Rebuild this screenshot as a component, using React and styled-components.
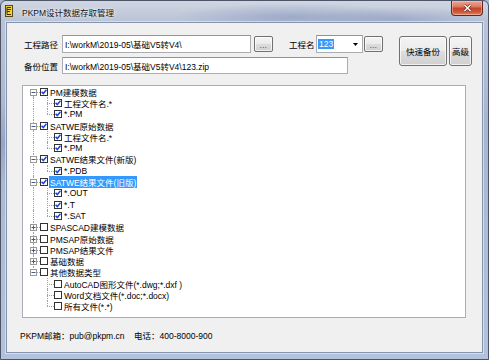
import React from 'react';
import styled, { createGlobalStyle, css } from 'styled-components';

const Global = createGlobalStyle`
  html, body { margin: 0; padding: 0; background: #a9b6cf; }
  body { font-family: "Liberation Sans", "Noto Sans CJK SC", sans-serif; font-size: 8.5px; color: #000; }
  * { box-sizing: border-box; }
`;

const Window = styled.div`
  width: 489px;
  height: 360px;
  display: flex;
  flex-direction: column;
  overflow: hidden;
  border: 1px solid #4d5566;
  border-radius: 6px 6px 0 0;
  background:
    radial-gradient(ellipse 120px 14px at 60% 16px, rgba(96, 116, 168, 0.35), transparent),
    radial-gradient(ellipse 90px 12px at 82% 18px, rgba(96, 116, 168, 0.3), transparent),
    radial-gradient(ellipse 160px 40px at 0% 40%, rgba(120, 130, 180, 0.35), transparent),
    linear-gradient(180deg, #d0d6e2 0px, #bac4d7 20px, #a8b5ce 120px, #b3c2dc 100%);
`;

const TitleBar = styled.div`
  height: 21px;
  flex: none;
  display: flex;
  align-items: flex-start;
  padding-left: 4px;
`;

const AppIcon = styled.svg`
  width: 8px;
  height: 12px;
  margin-top: 4px;
  flex: none;
`;

const Title = styled.div`
  margin-left: 9px;
  margin-top: 5px;
  font-size: 8.5px;
  color: #111;
  text-shadow: 0 0 5px rgba(255, 255, 255, 0.9), 0 0 2px rgba(255, 255, 255, 0.8);
`;

const CloseBtn = styled.div`
  margin-left: auto;
  margin-right: 5px;
  width: 32px;
  height: 15px;
  border: 1px solid #5e2a22;
  border-top: none;
  border-radius: 0 0 4px 4px;
  background: linear-gradient(180deg, #e9a898 0%, #dd7a62 40%, #c6432a 52%, #cf5a3a 80%, #e0896a 100%);
  display: flex;
  align-items: center;
  justify-content: center;
  box-shadow: inset 0 0 0 1px rgba(255, 210, 200, 0.45);
`;

const Client = styled.div`
  flex: 1;
  margin: 0 5px 6px 5px;
  background: #f0f0f0;
  border: 1px solid #8593ad;
  display: flex;
  flex-direction: column;
  box-shadow: 0 0 0 1px rgba(235, 240, 250, 0.6);
`;

const Form = styled.div`
  display: flex;
  align-items: flex-start;
  padding: 12px 0 0 17px;
`;

const Fields = styled.div`
  display: flex;
  flex-direction: column;
  gap: 4px;
`;

const FieldRow = styled.div`
  display: flex;
  align-items: center;
`;

const Label = styled.div`
  width: ${p => p.$w}px;
  margin-left: ${p => p.$ml || 0}px;
  flex: none;
  white-space: nowrap;
`;

const TextBox = styled.div`
  width: ${p => p.$w}px;
  height: ${p => p.$h}px;
  background: #fff;
  border: 1px solid #abadb3;
  border-top-color: #8e949c;
  display: flex;
  align-items: center;
  padding-left: 2px;
  white-space: nowrap;
  overflow: hidden;
`;

const Combo = styled(TextBox)`
  position: relative;
  padding-left: 1px;
`;

const Selected = styled.span`
  background: #3399ff;
  color: #fff;
  padding: 0 1px;
  line-height: 10px;
`;

const ComboArrow = styled.svg`
  position: absolute;
  right: 4px;
  top: 7px;
`;

const buttonFace = css`
  border: 1px solid #707070;
  background: linear-gradient(180deg, #f4f4f4 0%, #ebebeb 48%, #dddddd 52%, #d0d0d0 100%);
  box-shadow: inset 0 0 0 1px rgba(255, 255, 255, 0.7);
  display: flex;
  align-items: center;
  justify-content: center;
  flex: none;
`;

const SmallBtn = styled.div`
  ${buttonFace};
  width: 19px;
  height: 16px;
  border-radius: 2px;
  margin-left: ${p => p.$ml}px;
  font-size: 7px;
  letter-spacing: 0.5px;
  padding-top: 2px;
`;

const BigBtns = styled.div`
  display: flex;
  gap: 2px;
  margin: 1px 0 0 16px;
`;

const BigBtn = styled.div`
  ${buttonFace};
  width: ${p => p.$w}px;
  height: 30px;
  border-radius: 3px;
`;

const TreeBox = styled.div`
  margin: 11px 16px 0 15px;
  height: 233px;
  background: #fff;
  border: 1px solid #a9adb5;
  padding: 0 0 0 3px;
`;

const Row = styled.div`
  height: 11.3px;
  display: flex;
  align-items: stretch;
  white-space: nowrap;
`;

const Cell = styled.div`
  width: 14px;
  flex: none;
  position: relative;
  ${p => (p.$up || p.$down) && css`
    &::before {
      content: '';
      position: absolute;
      left: 7px;
      top: ${p.$up ? '0' : '50%'};
      bottom: ${p.$down ? '0' : '50%'};
      border-left: 1px dotted #a0a0a0;
    }
  `}
  ${p => p.$right && css`
    &::after {
      content: '';
      position: absolute;
      left: 7px;
      right: 0;
      top: 50%;
      border-top: 1px dotted #a0a0a0;
    }
  `}
`;

const Expander = styled.div`
  position: absolute;
  left: 4px;
  top: 50%;
  margin-top: -3px;
  width: 7px;
  height: 7px;
  background: #fff;
  border: 1px solid #9a9a9a;
  z-index: 1;
  display: flex;
  align-items: center;
  justify-content: center;
`;

const Check = styled.div`
  width: 8px;
  height: 8px;
  flex: none;
  align-self: center;
  border: 1px solid #333;
  background: #fff;
  display: flex;
  align-items: center;
  justify-content: center;
`;

const ItemText = styled.div`
  margin-left: 1px;
  padding: 0 1px;
  display: flex;
  align-items: center;
  ${p => p.$sel && css`
    background: #3399ff;
    color: #fff;
  `}
`;

const Footer = styled.div`
  flex: 1;
  display: flex;
  align-items: center;
  padding-left: 13px;
  white-space: pre;
  padding-bottom: 1px;
`;

const tree = [
  { label: 'PM建模数据', checked: true, expanded: true, children: ['工程文件名.*', '*.PM'] },
  { label: 'SATWE原始数据', checked: true, expanded: true, children: ['工程文件名.*', '*.PM'] },
  { label: 'SATWE结果文件(新版)', checked: true, expanded: true, children: ['*.PDB'] },
  { label: 'SATWE结果文件(旧版)', checked: true, expanded: true, selected: true, children: ['*.OUT', '*.T', '*.SAT'] },
  { label: 'SPASCAD建模数据' },
  { label: 'PMSAP原始数据' },
  { label: 'PMSAP结果文件' },
  { label: '基础数据' },
  {
    label: '其他数据类型',
    expanded: true,
    childChecked: false,
    children: ['AutoCAD图形文件(*.dwg;*.dxf )', 'Word文档文件(*.doc;*.docx)', '所有文件(*.*)'],
  },
];

const CheckBox = ({ checked }) => (
  <Check>
    {checked && (
      <svg width="6" height="6" viewBox="0 0 6 6">
        <path d="M0.6 2.8 L2.3 4.6 L5.5 0.8" fill="none" stroke="#1b44d8" strokeWidth="1.5" />
      </svg>
    )}
  </Check>
);

const ExpandBox = ({ open }) => (
  <Expander>
    <svg width="5" height="5" viewBox="0 0 5 5">
      <path d="M0.5 2.5 H4.5" stroke="#4a5a7a" strokeWidth="1" />
      {!open && <path d="M2.5 0.5 V4.5" stroke="#4a5a7a" strokeWidth="1" />}
    </svg>
  </Expander>
);

function TreeView() {
  const rows = [];
  tree.forEach((node, i) => {
    const first = i === 0;
    const last = i === tree.length - 1;
    rows.push(
      <Row key={`r${i}`}>
        <Cell $up={!first} $down={!last} $right>
          <ExpandBox open={!!node.expanded} />
        </Cell>
        <CheckBox checked={!!node.checked} />
        <ItemText $sel={node.selected}>{node.label}</ItemText>
      </Row>
    );
    if (node.expanded && node.children) {
      node.children.forEach((c, j) => {
        const lastChild = j === node.children.length - 1;
        rows.push(
          <Row key={`r${i}-${j}`}>
            <Cell $up={!last} $down={!last} />
            <Cell $up $down={!lastChild} $right />
            <CheckBox checked={node.childChecked !== false && !!node.checked} />
            <ItemText>{c}</ItemText>
          </Row>
        );
      });
    }
  });
  return <TreeBox>{rows}</TreeBox>;
}

export default function App() {
  return (
    <>
      <Global />
      <Window>
        <TitleBar>
          <AppIcon viewBox="0 0 8 12">
            <rect x="0.5" y="0.5" width="7" height="11" fill="#f3d23a" stroke="#5a4a10" />
            <path d="M2 2.5 H6 M2 4.5 H6 M2 6.5 H5 M2 2.5 V9.5 H6" stroke="#3a3010" strokeWidth="1" fill="none" />
          </AppIcon>
          <Title>PKPM设计数据存取管理</Title>
          <CloseBtn>
            <svg width="9" height="8" viewBox="0 0 9 8">
              <path d="M1.5 1 L7.5 7 M7.5 1 L1.5 7" stroke="#5a1a10" strokeWidth="2.6" />
              <path d="M1.5 1 L7.5 7 M7.5 1 L1.5 7" stroke="#ffffff" strokeWidth="1.5" />
            </svg>
          </CloseBtn>
        </TitleBar>
        <Client>
          <Form>
            <Fields>
              <FieldRow>
                <Label $w={38}>工程路径</Label>
                <TextBox $w={189} $h={18}>I:\workM\2019-05\基础V5转V4\</TextBox>
                <SmallBtn $ml={3}>...</SmallBtn>
                <Label $w={27} $ml={16}>工程名</Label>
                <Combo $w={47} $h={18}>
                  <Selected>123</Selected>
                  <ComboArrow width="5" height="3" viewBox="0 0 5 3">
                    <path d="M0 0 H5 L2.5 3 Z" fill="#000" />
                  </ComboArrow>
                </Combo>
                <SmallBtn $ml={1}>...</SmallBtn>
              </FieldRow>
              <FieldRow>
                <Label $w={38}>备份位置</Label>
                <TextBox $w={286} $h={17}>I:\workM\2019-05\基础V5转V4\123.zip</TextBox>
              </FieldRow>
            </Fields>
            <BigBtns>
              <BigBtn $w={48}>快速备份</BigBtn>
              <BigBtn $w={23}>高级</BigBtn>
            </BigBtns>
          </Form>
          <TreeView />
          <Footer>{'PKPM邮箱：pub@pkpm.cn    电话：400-8000-900'}</Footer>
        </Client>
      </Window>
    </>
  );
}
┄┄┄┄┄┄┄┄┄┄┄┄┄┄┄┄┄┄┄┄
**Set exercise**
Each line containing the word "React" counts once; report the total alone.

**Completed exercise**
2